Teaches at Harvestworks | Digital Media Arts Center
Andrea Parkins is a composer, sound artist and improvising electroacoustic performer who engages with interactive electronics as compositional/performative process, and explores strategies related to Fluxus’ ordered, ephemeral activities.
She is an integral participant of the New York sound art and experimental music communities, and known worldwide for her pioneering gestural/textural approach on her electronically-processed accordion and self-designed virtual sound-processing instrument. Described as a “sound-ist,” of “protean,” talent by music critic Steve Smith, Parkins’ laptop electronics and Fender-amped accordion create sonic fields of lush harmonics and sculpted electronic feedback, punctuated by moments of gap and rift.
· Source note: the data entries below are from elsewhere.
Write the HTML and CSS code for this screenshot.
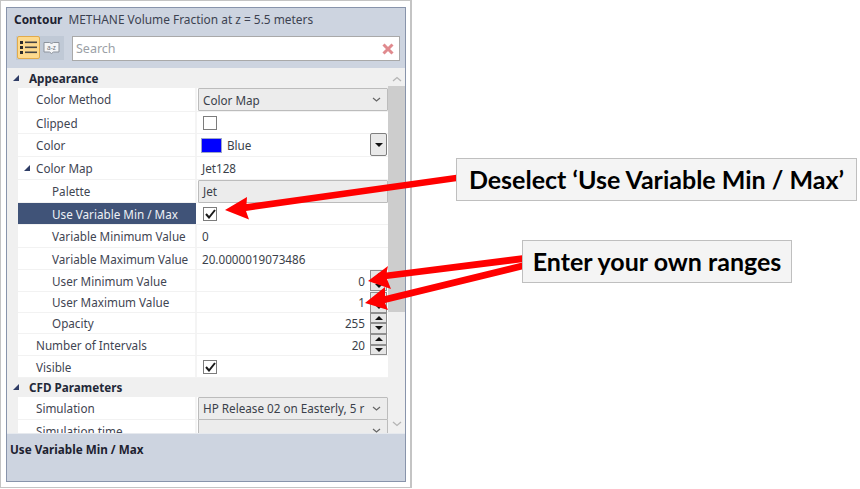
FILE: index.html
```html
<!DOCTYPE html>
<html lang="en">
<head>
<meta charset="utf-8">
<title>Contour properties</title>
<link rel="stylesheet" href="styles.css">
</head>
<body>
<div class="shot">
  <div class="frame">
    <div class="panel">
      <header class="head">
        <div class="title"><b>Contour</b><span>METHANE Volume Fraction at z = 5.5 meters</span></div>
        <div class="tools">
          <div class="modes">
            <button class="mode active" aria-label="Categorized">
              <svg width="17" height="15" viewBox="0 0 17 15"><g fill="#2b2b2b"><rect x="0" y="1" width="3" height="3"/><rect x="0" y="6" width="3" height="3"/><rect x="0" y="11" width="3" height="3"/></g><g fill="#444"><rect x="5" y="1.500" width="12" height="1.600"/><rect x="5" y="6.500" width="12" height="1.600"/><rect x="5" y="11.500" width="12" height="1.600"/></g></svg>
            </button>
            <button class="mode" aria-label="Alphabetical">
              <svg width="17" height="15" viewBox="0 0 17 15"><path d="M1 2.500h5.500L8.500 3.500l2-1H16V12h-5.500l-2 1.500-2-1.500H1z" fill="#f4f5f7" stroke="#8d939c"/><text class="az" x="8.500" y="9.500" text-anchor="middle">a-z</text></svg>
            </button>
          </div>
          <div class="search">
            <span>Search</span>
            <svg width="12" height="12" viewBox="0 0 12 12"><path d="M1.500 1.500l9 9M10.500 1.500l-9 9" stroke="#e08a8e" stroke-width="3"/></svg>
          </div>
        </div>
      </header>
      <div class="body">
        <div class="grid">
          <div class="cat"><i class="tri"></i>Appearance</div>
          <div class="row r24"><div class="name l1 up1">Color Method</div><div class="val"><div class="combo">Color Map<svg class="chev" width="9" height="5" viewBox="0 0 9 5"><path d="M1 1l3.500 3L8 1" fill="none" stroke="#666" stroke-width="1.2"/></svg></div></div></div>
          <div class="row"><div class="name l1">Clipped</div><div class="val"><span class="check"></span></div></div>
          <div class="row r23"><div class="name l1">Color</div><div class="val"><span class="swatch"></span><span class="swlabel">Blue</span><span class="drop"><i></i></span></div></div>
          <div class="row r23"><div class="name l1"><i class="tri sub"></i>Color Map</div><div class="val">Jet128</div></div>
          <div class="row r23"><div class="name l2">Palette</div><div class="val"><div class="combo">Jet</div></div></div>
          <div class="row"><div class="name l2 sel">Use Variable Min / Max</div><div class="val"><span class="check"><svg width="11" height="10" viewBox="0 0 11 10"><path d="M1 5l3 3.500L10 1" fill="none" stroke="#1a1a1a" stroke-width="2"/></svg></span></div></div>
          <div class="row r23"><div class="name l2">Variable Minimum Value</div><div class="val">0</div></div>
          <div class="row"><div class="name l2">Variable Maximum Value</div><div class="val">20.0000019073486</div></div>
          <div class="row"><div class="name l2">User Minimum Value</div><div class="val num"><span>0</span><span class="spin"><b><i class="up"></i></b><b><i class="dn"></i></b></span></div></div>
          <div class="row r21"><div class="name l2">User Maximum Value</div><div class="val num"><span>1</span><span class="spin"><b><i class="up"></i></b><b><i class="dn"></i></b></span></div></div>
          <div class="row r21"><div class="name l2">Opacity</div><div class="val num"><span>255</span><span class="spin"><b><i class="up"></i></b><b><i class="dn"></i></b></span></div></div>
          <div class="row"><div class="name l1">Number of Intervals</div><div class="val num"><span>20</span><span class="spin"><b><i class="up"></i></b><b><i class="dn"></i></b></span></div></div>
          <div class="row"><div class="name l1">Visible</div><div class="val"><span class="check"><svg width="11" height="10" viewBox="0 0 11 10"><path d="M1 5l3 3.500L10 1" fill="none" stroke="#1a1a1a" stroke-width="2"/></svg></span></div></div>
          <div class="cat c19"><i class="tri"></i>CFD Parameters</div>
          <div class="row r23"><div class="name l1">Simulation</div><div class="val"><div class="combo">HP Release 02 on Easterly, 5 r<svg class="chev" width="9" height="5" viewBox="0 0 9 5"><path d="M1 1l3.500 3L8 1" fill="none" stroke="#666" stroke-width="1.2"/></svg></div></div></div>
          <div class="row"><div class="name l1">Simulation time</div><div class="val"><div class="combo"><svg class="chev" width="9" height="5" viewBox="0 0 9 5"><path d="M1 1l3.500 3L8 1" fill="none" stroke="#666" stroke-width="1.2"/></svg></div></div></div>
        </div>
        <div class="scroll">
          <svg class="sarrow" width="10" height="6" viewBox="0 0 10 6"><path d="M1 5l4-3.500L9 5" fill="none" stroke="#b5b5b5" stroke-width="1.3"/></svg>
          <div class="thumb"></div>
          <svg class="sarrow end" width="10" height="6" viewBox="0 0 10 6"><path d="M1 1l4 3.500L9 1" fill="none" stroke="#b5b5b5" stroke-width="1.3"/></svg>
        </div>
      </div>
      <footer class="desc">Use Variable Min / Max</footer>
    </div>
  </div>
  <svg class="arrows" width="860" height="489" viewBox="0 0 860 489">
    <g fill="#ff0000">
      <path d="M458 174.500L458 181L246 211L249 219.500L225 210L247 197L246.500 204z"/>
      <path d="M524 255L524 262L387 279L391 289L368 281L388 266L386.500 272.500z"/>
      <path d="M524 262L524 269L385 303L388 310L365 303L385 287L385 296z"/>
    </g>
  </svg>
  <div class="callout c1">Deselect ‘Use Variable Min / Max’</div>
  <div class="callout c2">Enter your own ranges</div>
</div>
</body>
</html>
```
FILE: styles.css
```css
* { box-sizing: border-box; }
html, body { margin: 0; padding: 0; background: #fff; }
body { width: 860px; height: 489px; overflow: hidden; font-family: "Noto Sans", "Open Sans", sans-serif; font-size: 11.700px; color: #3a3f4a; }
.shot { position: relative; width: 860px; height: 489px; }
.frame { width: 412px; height: 488px; border: 1px solid #c4c4c4; border-right-width: 2px; padding: 6px 4px 5px 5px; }
.panel { height: 475px; border: 1px solid #8894ab; display: flex; flex-direction: column; background: #f0f0f0; }

.head { height: 60px; flex: none; background: #cdd4e0; padding: 1px 5px 0 7px; }
.title { height: 20px; display: flex; align-items: center; gap: 6px; font-size: 11.900px; color: #3c4250; white-space: nowrap; }
.title b { color: #1d2230; font-weight: 700; }
.tools { display: flex; gap: 8px; margin-top: 7px; }
.modes { display: flex; width: 48px; height: 24px; margin-left: 2px; padding-left: 1px; background: #c0c9d6; }
.mode { width: 23px; height: 23px; padding: 0; border: 1px solid transparent; background: transparent; display: flex; align-items: center; justify-content: center; }
.mode.active { background: #fdda8e; border: 1px solid #e2ab4b; border-radius: 2px; }
.az { font-family: "Noto Sans", sans-serif; font-size: 6.500px; fill: #6d727a; }
.search { width: 328px; height: 25px; background: #fff; border: 1px solid #a9a9a9; display: flex; align-items: center; justify-content: space-between; padding: 0 5px 0 3px; color: #9b9fa6; font-size: 12.500px; }

.body { flex: none; height: 365px; display: flex; background: #f0f0f0; }
.grid { width: 381px; height: 365px; overflow: hidden; }
.cat { height: 20px; display: flex; align-items: center; font-weight: 700; color: #232838; padding-left: 6px; gap: 10px; }
.c19 { height: 19px; padding-bottom: 1px; }
.tri { display: block; width: 0; height: 0; border-style: solid; border-width: 0 0 6px 6px; border-color: transparent transparent #2f3d66 transparent; }
.tri.sub { margin-left: -12px; margin-right: 6px; }
.row { flex: none; height: 22px; margin-left: 11px; display: flex; background: #fff; border-bottom: 1px solid #f2f2f2; }
.r24 { height: 24px; }
.r23 { height: 23px; }
.r21 { height: 21px; }
.name { width: 179px; flex: none; display: flex; align-items: center; white-space: nowrap; color: #3f4552; border-right: 2px solid #f4f4f4; }
.up1 { padding-bottom: 2px; }
.l1 { padding-left: 18px; }
.l2 { padding-left: 34px; }
.sel { background: #405378; color: #eef1f6; border-right: 0; width: 178px; margin-right: 1px; }
.val { flex: 1; min-width: 0; display: flex; align-items: center; position: relative; padding-left: 5px; }
.combo { position: relative; flex: 1; height: 23px; margin-left: -4px; padding-left: 4px; display: flex; align-items: center; background: #ececec; border: 1px solid #bcbcbc; border-radius: 1px; white-space: nowrap; }
.chev { position: absolute; right: 6px; top: 8px; }
.check { width: 14px; height: 14px; margin-left: 1px; border: 1px solid #7c7c7c; background: #fff; display: inline-flex; align-items: center; justify-content: center; }
.swatch { width: 19px; height: 13px; background: #0000ff; outline: 1px solid #9da6c8; }
.swlabel { margin-left: 6px; }
.drop { position: absolute; right: 1px; top: -1px; width: 17px; height: 23px; background: #e9e9e9; border: 1px solid #7f7f7f; border-radius: 2px; display: flex; align-items: center; justify-content: center; }
.drop i { border-style: solid; border-width: 4px 4px 0; border-color: #111 transparent transparent; }
.num { justify-content: flex-end; padding-right: 1px; gap: 5px; }
.spin { display: flex; flex-direction: column; width: 17px; height: 21px; }
.spin b { flex: 1; background: #e6e6e6; border: 1px solid #8f8f8f; display: flex; align-items: center; justify-content: center; }
.spin i { border-style: solid; }
.spin .up { border-width: 0 4px 4px; border-color: transparent transparent #111; }
.spin .dn { border-width: 4px 4px 0; border-color: #111 transparent transparent; }

.scroll { width: 17px; height: 365px; display: flex; flex-direction: column; align-items: center; padding-top: 8px; }
.thumb { width: 17px; height: 226px; margin-top: 4px; background: #cdcdcd; flex: none; }
.sarrow { flex: none; }
.sarrow.end { margin-top: auto; margin-bottom: 6px; }

.desc { flex: 1; background: #cdd4e0; border-top: 1px solid #e6e9ee; padding: 7px 0 0 3px; font-weight: 700; color: #1d2230; }

.arrows { position: absolute; left: 0; top: 0; pointer-events: none; }
.callout { position: absolute; height: 43px; padding-bottom: 2px; background: #f4f4f4; border: 1px solid #bfbfbf; display: flex; align-items: center; justify-content: center; font-family: Lato, "Liberation Sans", sans-serif; font-weight: 700; color: #000; white-space: nowrap; font-size: 25px; }
.c1 { left: 456px; top: 158px; width: 401px; }
.c2 { left: 522px; top: 240px; width: 270px; }
```
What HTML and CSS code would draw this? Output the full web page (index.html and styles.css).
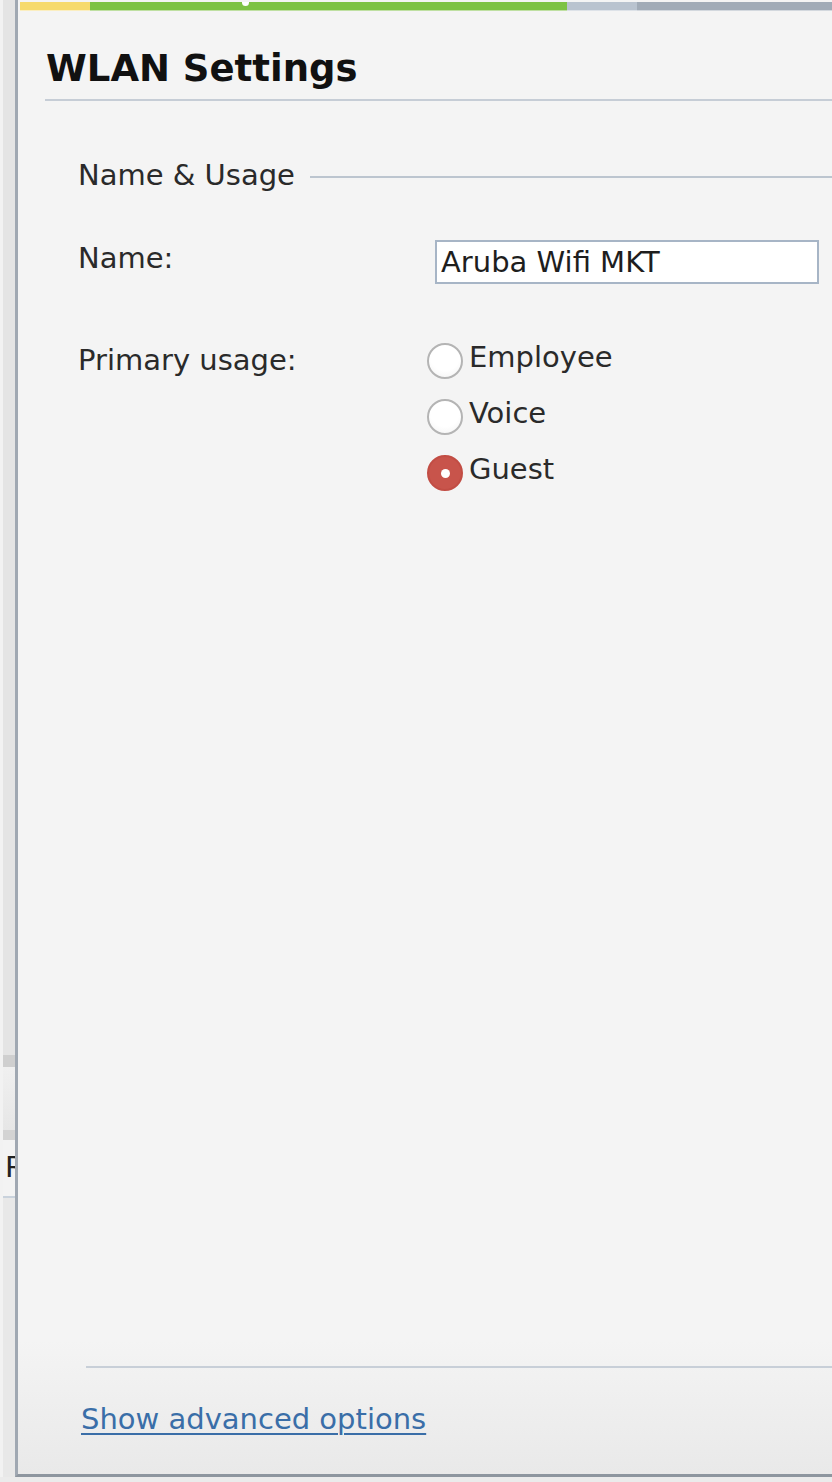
FILE: index.html
```html
<!DOCTYPE html>
<html lang="en">
<head>
<meta charset="utf-8">
<title>WLAN Settings</title>
<link rel="stylesheet" href="styles.css">
</head>
<body>
<div class="frame">
  <aside class="side">
    <div class="side-top"></div>
    <div class="side-band"></div>
    <div class="side-row"></div>
    <div class="side-band light"></div>
    <div class="side-r">R</div>
    <div class="side-rest"></div>
  </aside>
  <main class="panel">
    <div class="progress">
      <span class="seg seg-yellow"></span>
      <span class="seg seg-green"><span class="tick"></span></span>
      <span class="seg seg-light"></span>
      <span class="seg seg-grey"></span>
    </div>
    <h1 class="title">WLAN Settings</h1>
    <section class="group">
      <div class="legend"><span class="legend-text">Name &amp; Usage</span><span class="legend-rule"></span></div>
      <div class="row row-name">
        <label class="label" for="name">Name:</label>
        <input class="text-input" id="name" type="text" value="Aruba Wifi MKT">
      </div>
      <div class="row row-usage">
        <span class="label label-usage">Primary usage:</span>
        <div class="radios">
          <div class="radio"><span class="dot"></span><span class="radio-text">Employee</span></div>
          <div class="radio"><span class="dot"></span><span class="radio-text">Voice</span></div>
          <div class="radio"><span class="dot checked"></span><span class="radio-text">Guest</span></div>
        </div>
      </div>
    </section>
    <footer class="foot">
      <div class="foot-rule"></div>
      <a class="adv" href="#">Show advanced options</a>
    </footer>
  </main>
</div>
</body>
</html>
```

FILE: styles.css
```css
* { box-sizing: border-box; }
html, body { margin: 0; padding: 0; }
body {
  background: #ebebeb;
  font-family: "DejaVu Sans", Verdana, sans-serif;
  color: #222;
  width: 832px;
  height: 1482px;
  overflow: hidden;
}
.frame {
  display: flex;
  height: 1477px;
}
.side {
  width: 15px;
  flex: none;
  display: flex;
  flex-direction: column;
  border-left: 3px solid #f2f2f2;
  background: #e4e4e4;
  overflow: hidden;
}
.side-top { height: 1055px; background: #e4e4e4; }
.side-band { height: 12px; background: #cfcfcf; }
.side-band.light { height: 10px; background: #d3d3d3; }
.side-row { height: 63px; background: linear-gradient(#f0f0f0, #e6e6e6); }
.side-r {
  height: 58px;
  background: #f3f3f3;
  border-bottom: 2px solid #c9d2dc;
  font-size: 29px;
  line-height: 34px;
  padding-top: 10px;
  padding-left: 2px;
  color: #222;
  white-space: nowrap;
}
.side-rest { flex: 1; background: #e8e8e8; }

.panel {
  flex: 1;
  display: flex;
  flex-direction: column;
  border-left: 3px solid #a0a8b2;
  border-bottom: 3px solid #8e969f;
  background: linear-gradient(#f4f4f4 0, #f4f4f4 1340px, #e9e9e9 100%);
  min-width: 0;
}
.progress {
  display: flex;
  margin-top: 2px;
  padding-left: 2px;
  height: 9px;
}
.seg { height: 9px; display: block; border-bottom: 1px solid transparent; }
.seg-yellow { width: 70px; background: #f6da6c; border-bottom-color: #fbeec0; }
.seg-green { width: 477px; background: #7dc243; border-bottom-color: #bfe0a2; position: relative; }
.seg-light { width: 70px; background: #b9c3cf; border-bottom-color: #dde2e8; }
.seg-grey { flex: 1; background: #a1abb7; border-bottom-color: #d3d8de; }
.tick {
  position: absolute;
  left: 152px;
  top: 0;
  width: 7px;
  height: 4px;
  background: #fff;
  border-radius: 0 0 4px 4px;
}
.title {
  margin: 36px 0 0 27px;
  font-size: 37px;
  line-height: 44px;
  font-weight: bold;
  color: #111;
  padding: 0 0 8px 1px;
  border-bottom: 2px solid #c6cdd6;
}
.group {
  margin-left: 60px;
  display: flex;
  flex-direction: column;
}
.legend {
  display: flex;
  align-items: center;
  margin-top: 57px;
  height: 34px;
}
.legend-text {
  font-size: 29px;
  line-height: 34px;
  color: #2a2a2a;
  white-space: nowrap;
}
.legend-rule {
  flex: 1;
  height: 2px;
  margin-left: 15px;
  margin-top: 4px;
  background: #bcc5cf;
}
.row {
  display: flex;
  align-items: flex-start;
}
.row-name { margin-top: 48px; }
.label {
  width: 357px;
  flex: none;
  font-size: 29px;
  line-height: 34px;
  color: #2a2a2a;
  margin-top: 1px;
}
.text-input {
  width: 384px;
  height: 44px;
  border: 2px solid #a7b5c6;
  background: #fff;
  font-family: "DejaVu Sans", Verdana, sans-serif;
  font-size: 29px;
  color: #1e1e1e;
  padding: 0 0 0 4px;
  margin: 0;
  outline: none;
}
.row-usage { margin-top: 56px; }
.label-usage { margin-top: 3px; }
.radios {
  display: flex;
  flex-direction: column;
  gap: 22px;
  margin-left: -8px;
}
.radio {
  display: flex;
  align-items: flex-start;
  gap: 6px;
  height: 34px;
}
.dot {
  width: 36px;
  height: 36px;
  flex: none;
  margin-top: 3px;
  border-radius: 50%;
  border: 2px solid #b4b4b4;
  background: radial-gradient(circle at 50% 35%, #ffffff 55%, #f1f1f1 100%);
  display: flex;
  align-items: center;
  justify-content: center;
}
.dot.checked {
  border-color: #c24d44;
  background: #c8544b;
}
.dot.checked::after {
  content: "";
  width: 9px;
  height: 9px;
  border-radius: 50%;
  background: #fff;
}
.radio-text {
  font-size: 29px;
  line-height: 34px;
  color: #2a2a2a;
}
.foot {
  margin-top: auto;
  display: flex;
  flex-direction: column;
}
.foot-rule {
  margin-left: 68px;
  height: 2px;
  background: #c8cfd8;
}
.adv {
  margin: 34px 0 38px 63px;
  font-size: 29px;
  line-height: 34px;
  color: #3a6ea8;
  text-decoration: underline;
  text-underline-offset: 4px;
  text-decoration-thickness: 2px;
  align-self: flex-start;
}
```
Parkins’ compositions include multi-diffusion site-based installations featuring amplified objects, electroacoustic solo and ensemble pieces, electronic music pieces, and live scores/sound design for dance and film. Her work has been presented at the Whitney Museum of American Art, The Kitchen, Diapason, and Experimental Intermedia; and international festivals/venues including Mexico City’s 1st International Sound Art Festival, NEXT in Bratislava, Cyberfest in St. Petersberg, and Q-02 in Brussels. Parkins records and performs as a solo artist and has collaborated with sonic innovators such as Otomo Yoshihide, David Watson, John Butcher, and Nels Cline, among many others. On an ongoing basis, Parkins develops her primary performance project, a series of interactive audio/visual works inspired by Rube Goldberg’s circuitous machines.
Parkins’ recordings have been published by Important Records, Atavistic, and Creative Sources, and her work has received support from American Composers Forum, NYSCA, the French-American Cultural Exchange, Meet the Composer, Harvestworks Digital Media Arts Center, and Frei und Hanseastadt Hamburg Kulturbehoerde. Parkins is on faculty at Goddard College’s MFA in Interdisciplinary Arts program.